Other Wonderful Attractions
If visiting Jordaan and the Jewish neighborhood isn’t enough for you, you should visit the fantastic neighborhood ‘De Pijp’ or the ‘Latin Quarter’. It is a vibrant district, and there you will find amazing international restaurants due to the inhabitants that come from different cultures and nationalities.
If you love street markets, you need to visit Albert Cuyptmarkt, and it is located in ‘De Pijp’ district. It is the largest street market in the Netherlands with over 300 stalls, and you will be introduced to the multicultural Amsterdam.
Usually, when people hear Amsterdam mentioned, their minds wander off to the Red Light District….. and the famous coffee shops of course. However, the area has a charm of its own and a friendly atmosphere to it. It is not as dangerous as it used to be, but please be aware of taking any photos there, that might get you in trouble. In the district, you will find plenty of sex shops, peep shows, sex museum and so much more.
If you want to get your culture on, you should visit Museumplein. The Museumplein square is home to Rijksmuseum, the Van Gogh Museum and the Stedelijk Museum of Modern Art.

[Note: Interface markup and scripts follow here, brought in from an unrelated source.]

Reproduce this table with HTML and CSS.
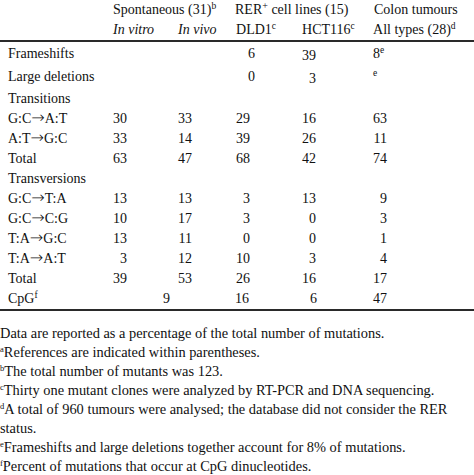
FILE: index.html
```html
<!DOCTYPE html>
<html>
<head>
<meta charset="utf-8">
<link rel="stylesheet" href="styles.css">
</head>
<body>
<table class="tbl">
  <colgroup>
    <col class="c1"><col class="c2"><col class="c3"><col class="c4"><col class="c5"><col class="c6">
  </colgroup>
  <thead>
    <tr class="h1">
      <th></th>
      <th colspan="2">Spontaneous (31)<sup>b</sup></th>
      <th colspan="2">RER<sup class="plus">+</sup> cell lines (15)</th>
      <th>Colon tumours</th>
    </tr>
    <tr class="h2">
      <th></th>
      <th><i>In vitro</i></th>
      <th><i>In vivo</i></th>
      <th>DLD1<sup>c</sup></th>
      <th>HCT116<sup>c</sup></th>
      <th>All types (28)<sup>d</sup></th>
    </tr>
  </thead>
  <tbody>
    <tr class="big"><td>Frameshifts</td><td></td><td></td><td><span class="n off">6</span></td><td><span class="n low">39</span></td><td>8<sup>e</sup></td></tr>
    <tr class="big"><td>Large deletions</td><td></td><td></td><td><span class="n off">0</span></td><td><span class="n low">3</span></td><td><sup>e</sup></td></tr>
    <tr class="mid"><td>Transitions</td><td></td><td></td><td></td><td></td><td></td></tr>
    <tr><td>G:C<span class="arr">→</span>A:T</td><td><span class="n">30</span></td><td><span class="n">33</span></td><td><span class="n">29</span></td><td><span class="n">16</span></td><td><span class="n">63</span></td></tr>
    <tr><td>A:T<span class="arr">→</span>G:C</td><td><span class="n">33</span></td><td><span class="n">14</span></td><td><span class="n">39</span></td><td><span class="n">26</span></td><td><span class="n">11</span></td></tr>
    <tr><td>Total</td><td><span class="n">63</span></td><td><span class="n">47</span></td><td><span class="n">68</span></td><td><span class="n">42</span></td><td><span class="n">74</span></td></tr>
    <tr><td>Transversions</td><td></td><td></td><td></td><td></td><td></td></tr>
    <tr><td>G:C<span class="arr">→</span>T:A</td><td><span class="n">13</span></td><td><span class="n">13</span></td><td><span class="n">3</span></td><td><span class="n">13</span></td><td><span class="n">9</span></td></tr>
    <tr><td>G:C<span class="arr">→</span>C:G</td><td><span class="n">10</span></td><td><span class="n">17</span></td><td><span class="n">3</span></td><td><span class="n">0</span></td><td><span class="n">3</span></td></tr>
    <tr><td>T:A<span class="arr">→</span>G:C</td><td><span class="n">13</span></td><td><span class="n">11</span></td><td><span class="n">0</span></td><td><span class="n">0</span></td><td><span class="n">1</span></td></tr>
    <tr><td>T:A<span class="arr">→</span>A:T</td><td><span class="n">3</span></td><td><span class="n">12</span></td><td><span class="n">10</span></td><td><span class="n">3</span></td><td><span class="n">4</span></td></tr>
    <tr><td>Total</td><td><span class="n">39</span></td><td><span class="n">53</span></td><td><span class="n">26</span></td><td><span class="n">16</span></td><td><span class="n">17</span></td></tr>
    <tr class="last"><td>CpG<sup>f</sup></td><td colspan="2" class="span9">9</td><td><span class="n">16</span></td><td><span class="n">6</span></td><td><span class="n">47</span></td></tr>
  </tbody>
</table>
<div class="notes">
  <p>Data are reported as a percentage of the total number of mutations.</p>
  <p><sup>a</sup>References are indicated within parentheses.</p>
  <p><sup>b</sup>The total number of mutants was 123.</p>
  <p><sup>c</sup>Thirty one mutant clones were analyzed by RT-PCR and DNA sequencing.</p>
  <p><sup>d</sup>A total of 960 tumours were analysed; the database did not consider the RER status.</p>
  <p><sup>e</sup>Frameshifts and large deletions together account for 8% of mutations.</p>
  <p><sup>f</sup>Percent of mutations that occur at CpG dinucleotides.</p>
</div>
</body>
</html>
```

FILE: styles.css
```css
html, body {
  margin: 0;
  padding: 0;
  background: #fff;
}
body {
  font-family: "Liberation Serif", "Times New Roman", serif;
  font-size: 14px;
  color: #111;
  width: 474px;
  overflow: hidden;
}
.tbl {
  width: 474px;
  table-layout: fixed;
  border-collapse: collapse;
  border-spacing: 0;
}
.c1 { width: 113px; }
.c2 { width: 65px; }
.c3 { width: 57px; }
.c4 { width: 67px; }
.c5 { width: 71px; }
.c6 { width: 101px; }
.tbl th, .tbl td {
  padding: 0;
  text-align: left;
  font-weight: normal;
  white-space: nowrap;
  vertical-align: middle;
  line-height: 16px;
}
.tbl td:first-child { padding-left: 8px; }
.h1 th { height: 19px; }
.h2 th { height: 21px; }
thead tr.h2 th { border-bottom: 2px solid #2a2a2a; }
.tbl tbody tr td { height: 20px; }
.tbl tbody tr.big td { height: 23px; }
.tbl tbody tr.mid td { height: 21px; }
.tbl tbody tr.last td { border-bottom: 2px solid #2a2a2a; }
.tbl th:nth-child(4), .tbl td:nth-child(4) { padding-left: 1px; }
.arr {
  font-family: "Noto Sans", "DejaVu Sans", sans-serif;
  font-weight: 300;
  font-size: 16px;
  line-height: 0;
  vertical-align: 0;
}
sup {
  font-size: 9.5px;
  line-height: 0;
  vertical-align: 5px;
}
sup.plus { font-size: 10px; }
.n {
  display: inline-block;
  width: 14px;
  text-align: right;
}
.n.off { width: auto; padding-left: 12px; }
.n.low { vertical-align: -5px; }
.span9 { padding-left: 50px !important; }
.notes {
  margin-top: 13px;
}
.notes p {
  margin: 0;
  line-height: 19px;
  font-size: 14.4px;
}
.notes sup {
  font-size: 8.5px;
  line-height: 12px;
  vertical-align: top;
}
```
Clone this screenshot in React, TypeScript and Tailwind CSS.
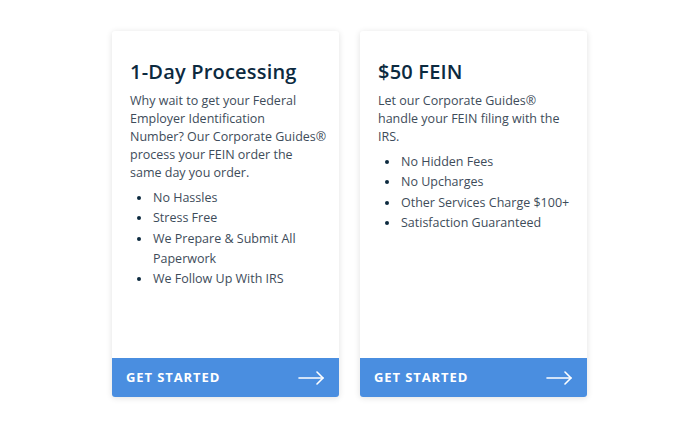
import React from 'react';

const CARDS = [
  {
    title: '1-Day Processing',
    lines: ['Why wait to get your Federal', 'Employer Identification', 'Number? Our Corporate Guides®', 'process your FEIN order the', 'same day you order.'],
    items: ['No Hassles', 'Stress Free', 'We Prepare & Submit All Paperwork', 'We Follow Up With IRS'],
  },
  {
    title: '$50 FEIN',
    lines: ['Let our Corporate Guides®', 'handle your FEIN filing with the', 'IRS.'],
    items: ['No Hidden Fees', 'No Upcharges', 'Other Services Charge $100+', 'Satisfaction Guaranteed'],
  },
];

const Arrow = () => (
  <svg width="27" height="14" viewBox="0 0 27 14" fill="none" stroke="white" strokeWidth="1.6" strokeLinecap="round" strokeLinejoin="round">
    <path d="M1 7h24" />
    <path d="M19 1l6 6-6 6" />
  </svg>
);

export default function App() {
  return (
    <div className="w-[700px] h-[432px] bg-white flex pl-[112px] pt-[31px] gap-[21px]" style={{ fontFamily: '"Open Sans", "Liberation Sans", sans-serif' }}>
      {CARDS.map(card => (
        <div key={card.title} className="w-[227px] h-[366px] bg-white rounded-[3px] shadow-[0_1px_6px_rgba(0,0,0,0.12)] flex flex-col overflow-hidden">
          <div className="flex-1 pl-[18px] pr-[10px] pt-[28px]">
            <h2 className="text-[20px] leading-[26px] font-semibold text-[#0c2a3f] tracking-[0.2px]">{card.title}</h2>
            <p className="mt-[7px] text-[12.5px] leading-[18px] text-[#3e4c5a] whitespace-nowrap">
              {card.lines.map((line, i) => (
                <React.Fragment key={i}>
                  {line}
                  {i < card.lines.length - 1 && <br />}
                </React.Fragment>
              ))}
            </p>
            <ul className="mt-[6px] pl-[22px] list-disc text-[12.5px] leading-[20.3px] text-[#3e4c5a] marker:text-[#0c2a3f]">
              {card.items.map(item => (
                <li key={item} className="pl-[1px]">{item}</li>
              ))}
            </ul>
          </div>
          <button className="h-[39px] bg-[#4a8ee0] flex items-center justify-between pl-[14px] pr-[14px] text-white text-[13px] font-bold tracking-[0.9px]">
            <span>GET STARTED</span>
            <Arrow />
          </button>
        </div>
      ))}
    </div>
  );
}
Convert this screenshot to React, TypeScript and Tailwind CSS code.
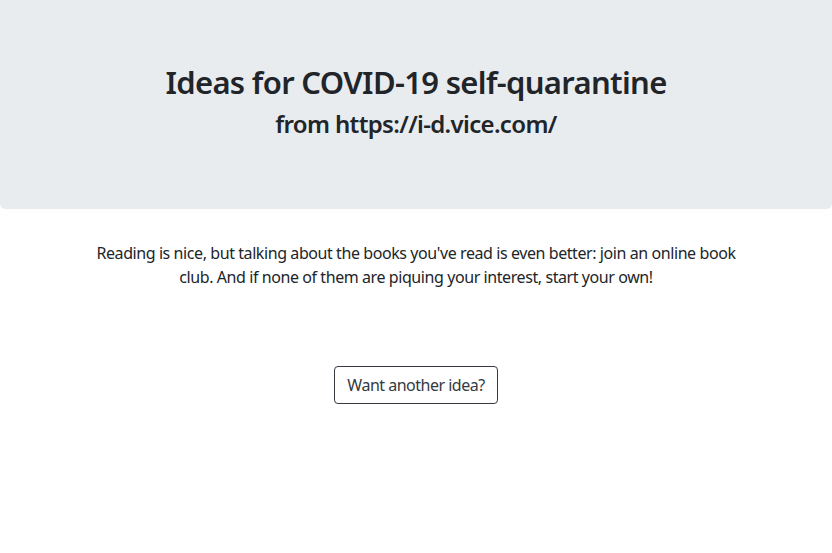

The square that is located between the buildings is usually bursting with activities of some sort. The Rijksmuseum is a Dutch National Art and History museum with art and historical artifacts from Dutch culture and history. The Van Gogh museum has the most extensive collection in the world from the Dutch painter Vincent Van Gogh. In 2017, it was the most visited museum in the Netherlands, and because of its popularity, we recommend that you book your ticket in advance. The Stedelijk Museum of Modern Art has a big collection of modern art, contemporary art, and design.